I further validate this result with a logistic multi-level regression model with varying intercepts on the legislator level. The dependent variable indicates whether a given floor speech mentions at least one of the ‘women’ dictionary terms. The independent variable indicates whether a woman gave the floor speech. Table 1 shows the results from the Bundestag alongside the results of Dietrich, Hayes, and O'Brien (Reference Dietrich, Hayes and O'Brien2019) from the House. Confirming the results from above, the estimates indicate that women in both parliaments are more likely to address women in their speeches than men. Figure 2 shows that the difference in predicted probabilities between men and women to mention women in their speeches is 10.12 percentage points in the Bundestag and 9.25 percentage points in the House.

Figure 2. Predicted Probabilities of men and women in the Bundestag and the U.S. House of Representatives to mention ‘women’ in plenary speeches based on the models in Table 1 (left) and differences between women's and men's probabilities (right).

Table 1. Regression coefficients of logistic multi-level models, standard errors in parentheses

Note: The dependent variable is whether a speech mentioned one of the ‘Women’-dictionary terms. The results show that women in the United States and Germany are more likely to talk about women.

Multi-Level Models with varying intercepts on the legislator level. *p < 0.05.

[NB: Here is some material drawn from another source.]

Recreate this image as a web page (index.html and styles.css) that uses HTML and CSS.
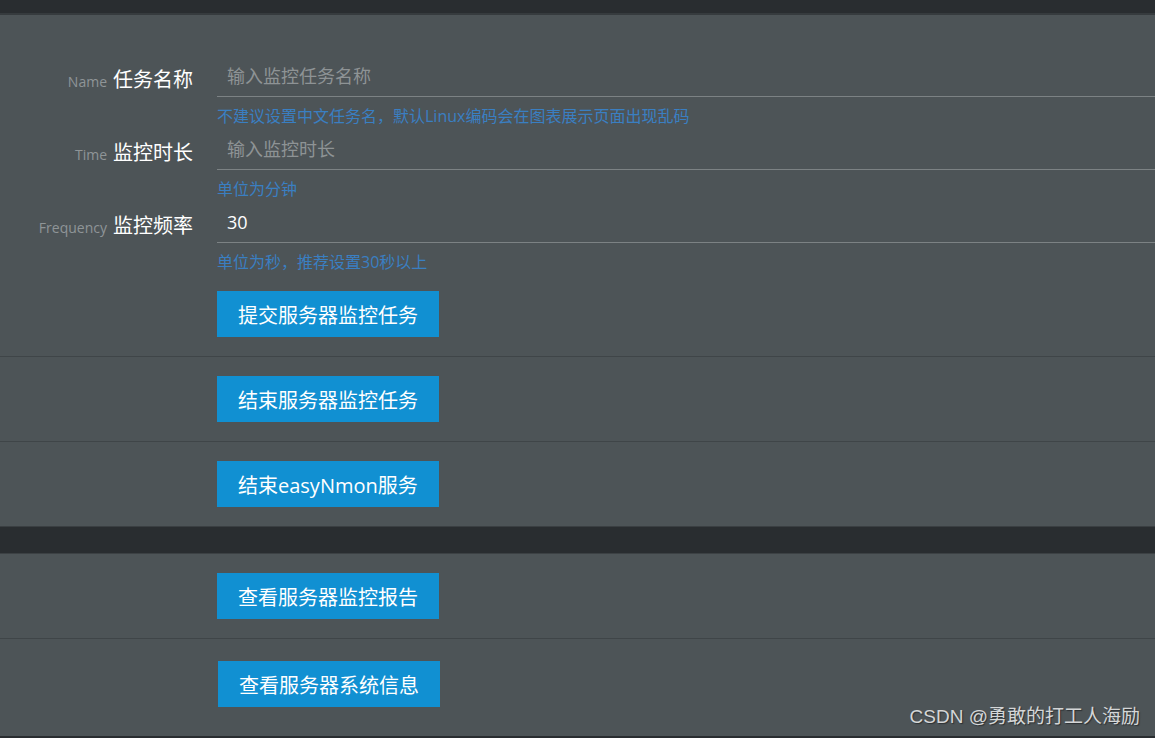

Having confirmed the baseline result, namely that women in the Bundestag address women in their speeches more frequently than their male colleagues, I now assess whether they are more emotionally activated when they address women. I employ linear fixed effects regression models to estimate differences in emotional intensity between men and women when speaking about women or other issues. The dependent variable is the average vocal pitch during a speech (z-standardized by the legislator). As independent variables, I include a variable that indicates whether a given speech mentions at least one of the ‘women’ dictionary terms and a variable that indicates whether a woman legislator gave the speech. The model further includes a multiplicative interaction term between the two variables to test whether only women but not men speak with greater emotional intensity when they talk about women than when they talk about other issues. The model also includes fixed effects for each legislator in the data set. The modeling strategy differs from the model choice by Dietrich, Hayes, and O'Brien (Reference Dietrich, Hayes and O'Brien2019) in one aspect. Their analysis relies on multi-level (random effects) models with varying intercepts for legislators, while I include legislator fixed effects. I argue that this is the more appropriate and conservative modeling approach. Because the dependent variable is z-standardized, all legislator-specific means are zero by definition. Consequently, all random effects in the multi-level models are zero, and the estimated effect coefficients are identical to those of a fully pooled linear regression estimated by OLS. Thus, to estimate legislator-specific intercepts, fixed effects are necessary. It is important to emphasize that this alternation of the modeling strategy does not meaningfully change any of the results by Dietrich, Hayes, and O'Brien (Reference Dietrich, Hayes and O'Brien2019).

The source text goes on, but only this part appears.